+++ Data lines +++

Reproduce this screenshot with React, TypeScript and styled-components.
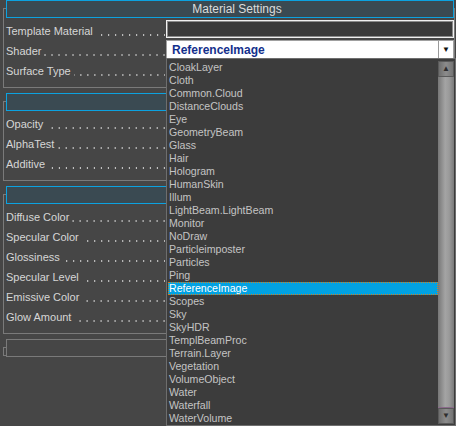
import React from "react";
import styled, { createGlobalStyle } from "styled-components";

const GlobalStyle = createGlobalStyle`
  html, body {
    margin: 0;
    padding: 0;
    background: #464646;
    font-family: "Liberation Sans", Arial, sans-serif;
    font-size: 11px;
    color: #d2d2d2;
  }
`;

const shaders = [
  "CloakLayer",
  "Cloth",
  "Common.Cloud",
  "DistanceClouds",
  "Eye",
  "GeometryBeam",
  "Glass",
  "Hair",
  "Hologram",
  "HumanSkin",
  "Illum",
  "LightBeam.LightBeam",
  "Monitor",
  "NoDraw",
  "Particleimposter",
  "Particles",
  "Ping",
  "ReferenceImage",
  "Scopes",
  "Sky",
  "SkyHDR",
  "TemplBeamProc",
  "Terrain.Layer",
  "Vegetation",
  "VolumeObject",
  "Water",
  "Waterfall",
  "WaterVolume",
];
const selected = "ReferenceImage";

const Field = ({ label, children }: { label: string; children?: React.ReactNode }) => (
  <Row>
    <Label>
      <span>{label}</span>
      <Dots />
    </Label>
    {children}
  </Row>
);

function App() {
  return (
    <>
      <GlobalStyle />
      <Page>
        <Group>
          <Header>Material Settings</Header>
          <Rows>
            <Field label="Template Material">
              <TextBox />
            </Field>
            <Field label="Shader">
              <Select>
                <span>{selected}</span>
                <SelectArrow>▼</SelectArrow>
              </Select>
            </Field>
            <Field label="Surface Type" />
          </Rows>
        </Group>

        <Group>
          <Header />
          <Rows>
            {["Opacity", "AlphaTest", "Additive"].map((l) => (
              <Field key={l} label={l} />
            ))}
          </Rows>
        </Group>

        <Group>
          <Header />
          <Rows>
            {[
              "Diffuse Color",
              "Specular Color",
              "Glossiness",
              "Specular Level",
              "Emissive Color",
              "Glow Amount",
            ].map((l) => (
              <Field key={l} label={l} />
            ))}
          </Rows>
        </Group>

        <Group $collapsed>
          <Header $inactive />
        </Group>

        <DropList>
          <Items>
            {shaders.map((s) => (
              <Item key={s} $active={s === selected}>
                {s}
              </Item>
            ))}
          </Items>
          <ScrollBar>
            <ScrollButton>▲</ScrollButton>
            <ScrollThumb />
            <ScrollButton>▼</ScrollButton>
          </ScrollBar>
        </DropList>
      </Page>
    </>
  );
}

export default App;

const Page = styled.div`
  position: relative;
  width: 456px;
  height: 426px;
  padding: 0 1px 0 3px;
  box-sizing: border-box;
  overflow: hidden;
`;

const Group = styled.div<{ $collapsed?: boolean }>`
  border: 1px solid #7a7a7a;
  margin-top: 8px;
  padding-bottom: ${(p) => (p.$collapsed ? "0" : "6px")};
  height: ${(p) => (p.$collapsed ? "7px" : "auto")};
  & + & {
    margin-top: 13px;
  }
`;

const Header = styled.div<{ $inactive?: boolean }>`
  height: 16px;
  margin: -9px 0 0 2px;
  border: 1px solid ${(p) => (p.$inactive ? "#7a7a7a" : "#0ca2e0")};
  background: ${(p) => (p.$inactive ? "#464646" : "#3a4a52")};
  color: #dcdcdc;
  font-size: 12px;
  text-align: center;
  line-height: 16px;
  padding-left: 14px;
`;

const Rows = styled.div`
  display: flex;
  flex-direction: column;
  padding: 3px 0 0 2px;
`;

const Row = styled.div`
  display: flex;
  align-items: center;
  height: 20px;
`;

const Label = styled.div`
  display: flex;
  align-items: center;
  width: 160px;
  padding-right: 1px;
  box-sizing: border-box;
  white-space: nowrap;
  color: #d6d6d6;
`;

const Dots = styled.div`
  flex: 1;
  height: 12px;
  margin-left: 3px;
  background-image: linear-gradient(90deg, transparent 6px, #d4d4d4 6px);
  background-size: 7px 2px;
  background-repeat: repeat-x;
  background-position: right bottom 1px;
`;

const TextBox = styled.div`
  flex: 1;
  height: 16px;
  margin-top: -5px;
  border: 1px solid #f0f0f0;
  box-shadow: inset 0 0 0 1px #8a8a8a;
  background: #3a3a3a;
`;

const Select = styled.div`
  flex: 1;
  display: flex;
  align-items: center;
  justify-content: space-between;
  height: 18px;
  margin-top: -2px;
  padding-left: 5px;
  border: 1px solid #a0a0a0;
  background: #ffffff;
  color: #14308c;
  font-weight: bold;
  font-size: 12px;
`;

const SelectArrow = styled.span`
  width: 14px;
  height: 18px;
  border-left: 1px solid #9a9a9a;
  color: #111;
  font-size: 8px;
  font-weight: normal;
  line-height: 18px;
  text-align: center;
`;

const DropList = styled.div`
  position: absolute;
  top: 58px;
  left: 166px;
  width: 290px;
  height: 368px;
  box-sizing: border-box;
  border: 1px solid #6e6e6e;
  background: #3c3c3c;
  display: flex;
  padding: 2px 1px 1px 1px;
`;

const Items = styled.div`
  flex: 1;
  display: flex;
  flex-direction: column;
`;

const Item = styled.div<{ $active?: boolean }>`
  height: 13px;
  line-height: 13px;
  padding-left: 1px;
  box-sizing: border-box;
  font-size: 10.6px;
  color: ${(p) => (p.$active ? "#ffffff" : "#c4c4c4")};
  background: ${(p) => (p.$active ? "#02a2e2" : "transparent")};
  outline: ${(p) => (p.$active ? "1px dotted #d08020" : "none")};
  outline-offset: -1px;
  white-space: nowrap;
`;

const ScrollBar = styled.div`
  width: 16px;
  display: flex;
  flex-direction: column;
  background: linear-gradient(90deg, #777 0%, #a4a4a4 45%, #9a9a9a 70%, #7a7a7a 100%);
`;

const ScrollButton = styled.div`
  height: 16px;
  border: 1px solid #5a5a5a;
  box-sizing: border-box;
  background: linear-gradient(90deg, #6e6e6e, #8c8c8c 50%, #747474);
  color: #2e2e2e;
  font-size: 8px;
  line-height: 14px;
  text-align: center;
`;

const ScrollThumb = styled.div`
  flex: 1;
  border-bottom: 1px solid #8a6a8a;
`;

+++

Task prompt: Pictures are excluded; output everything else in the data verbatim.

Exercise output:
Reproduce this screenshot with React, TypeScript and styled-components.
import React from "react";
import styled, { createGlobalStyle } from "styled-components";

const GlobalStyle = createGlobalStyle`
  html, body {
    margin: 0;
    padding: 0;
    background: #464646;
    font-family: "Liberation Sans", Arial, sans-serif;
    font-size: 11px;
    color: #d2d2d2;
  }
`;

const shaders = [
  "CloakLayer",
  "Cloth",
  "Common.Cloud",
  "DistanceClouds",
  "Eye",
  "GeometryBeam",
  "Glass",
  "Hair",
  "Hologram",
  "HumanSkin",
  "Illum",
  "LightBeam.LightBeam",
  "Monitor",
  "NoDraw",
  "Particleimposter",
  "Particles",
  "Ping",
  "ReferenceImage",
  "Scopes",
  "Sky",
  "SkyHDR",
  "TemplBeamProc",
  "Terrain.Layer",
  "Vegetation",
  "VolumeObject",
  "Water",
  "Waterfall",
  "WaterVolume",
];
const selected = "ReferenceImage";

const Field = ({ label, children }: { label: string; children?: React.ReactNode }) => (
  <Row>
    <Label>
      <span>{label}</span>
      <Dots />
    </Label>
    {children}
  </Row>
);

function App() {
  return (
    <>
      <GlobalStyle />
      <Page>
        <Group>
          <Header>Material Settings</Header>
          <Rows>
            <Field label="Template Material">
              <TextBox />
            </Field>
            <Field label="Shader">
              <Select>
                <span>{selected}</span>
                <SelectArrow>▼</SelectArrow>
              </Select>
            </Field>
            <Field label="Surface Type" />
          </Rows>
        </Group>

        <Group>
          <Header />
          <Rows>
            {["Opacity", "AlphaTest", "Additive"].map((l) => (
              <Field key={l} label={l} />
            ))}
          </Rows>
        </Group>

        <Group>
          <Header />
          <Rows>
            {[
              "Diffuse Color",
              "Specular Color",
              "Glossiness",
              "Specular Level",
              "Emissive Color",
              "Glow Amount",
            ].map((l) => (
              <Field key={l} label={l} />
            ))}
          </Rows>
        </Group>

        <Group $collapsed>
          <Header $inactive />
        </Group>

        <DropList>
          <Items>
            {shaders.map((s) => (
              <Item key={s} $active={s === selected}>
                {s}
              </Item>
            ))}
          </Items>
          <ScrollBar>
            <ScrollButton>▲</ScrollButton>
            <ScrollThumb />
            <ScrollButton>▼</ScrollButton>
          </ScrollBar>
        </DropList>
      </Page>
    </>
  );
}

export default App;

const Page = styled.div`
  position: relative;
  width: 456px;
  height: 426px;
  padding: 0 1px 0 3px;
  box-sizing: border-box;
  overflow: hidden;
`;

const Group = styled.div<{ $collapsed?: boolean }>`
  border: 1px solid #7a7a7a;
  margin-top: 8px;
  padding-bottom: ${(p) => (p.$collapsed ? "0" : "6px")};
  height: ${(p) => (p.$collapsed ? "7px" : "auto")};
  & + & {
    margin-top: 13px;
  }
`;

const Header = styled.div<{ $inactive?: boolean }>`
  height: 16px;
  margin: -9px 0 0 2px;
  border: 1px solid ${(p) => (p.$inactive ? "#7a7a7a" : "#0ca2e0")};
  background: ${(p) => (p.$inactive ? "#464646" : "#3a4a52")};
  color: #dcdcdc;
  font-size: 12px;
  text-align: center;
  line-height: 16px;
  padding-left: 14px;
`;

const Rows = styled.div`
  display: flex;
  flex-direction: column;
  padding: 3px 0 0 2px;
`;

const Row = styled.div`
  display: flex;
  align-items: center;
  height: 20px;
`;

const Label = styled.div`
  display: flex;
  align-items: center;
  width: 160px;
  padding-right: 1px;
  box-sizing: border-box;
  white-space: nowrap;
  color: #d6d6d6;
`;

const Dots = styled.div`
  flex: 1;
  height: 12px;
  margin-left: 3px;
  background-image: linear-gradient(90deg, transparent 6px, #d4d4d4 6px);
  background-size: 7px 2px;
  background-repeat: repeat-x;
  background-position: right bottom 1px;
`;

const TextBox = styled.div`
  flex: 1;
  height: 16px;
  margin-top: -5px;
  border: 1px solid #f0f0f0;
  box-shadow: inset 0 0 0 1px #8a8a8a;
  background: #3a3a3a;
`;

const Select = styled.div`
  flex: 1;
  display: flex;
  align-items: center;
  justify-content: space-between;
  height: 18px;
  margin-top: -2px;
  padding-left: 5px;
  border: 1px solid #a0a0a0;
  background: #ffffff;
  color: #14308c;
  font-weight: bold;
  font-size: 12px;
`;

const SelectArrow = styled.span`
  width: 14px;
  height: 18px;
  border-left: 1px solid #9a9a9a;
  color: #111;
  font-size: 8px;
  font-weight: normal;
  line-height: 18px;
  text-align: center;
`;

const DropList = styled.div`
  position: absolute;
  top: 58px;
  left: 166px;
  width: 290px;
  height: 368px;
  box-sizing: border-box;
  border: 1px solid #6e6e6e;
  background: #3c3c3c;
  display: flex;
  padding: 2px 1px 1px 1px;
`;

const Items = styled.div`
  flex: 1;
  display: flex;
  flex-direction: column;
`;

const Item = styled.div<{ $active?: boolean }>`
  height: 13px;
  line-height: 13px;
  padding-left: 1px;
  box-sizing: border-box;
  font-size: 10.6px;
  color: ${(p) => (p.$active ? "#ffffff" : "#c4c4c4")};
  background: ${(p) => (p.$active ? "#02a2e2" : "transparent")};
  outline: ${(p) => (p.$active ? "1px dotted #d08020" : "none")};
  outline-offset: -1px;
  white-space: nowrap;
`;

const ScrollBar = styled.div`
  width: 16px;
  display: flex;
  flex-direction: column;
  background: linear-gradient(90deg, #777 0%, #a4a4a4 45%, #9a9a9a 70%, #7a7a7a 100%);
`;

const ScrollButton = styled.div`
  height: 16px;
  border: 1px solid #5a5a5a;
  box-sizing: border-box;
  background: linear-gradient(90deg, #6e6e6e, #8c8c8c 50%, #747474);
  color: #2e2e2e;
  font-size: 8px;
  line-height: 14px;
  text-align: center;
`;

const ScrollThumb = styled.div`
  flex: 1;
  border-bottom: 1px solid #8a6a8a;
`;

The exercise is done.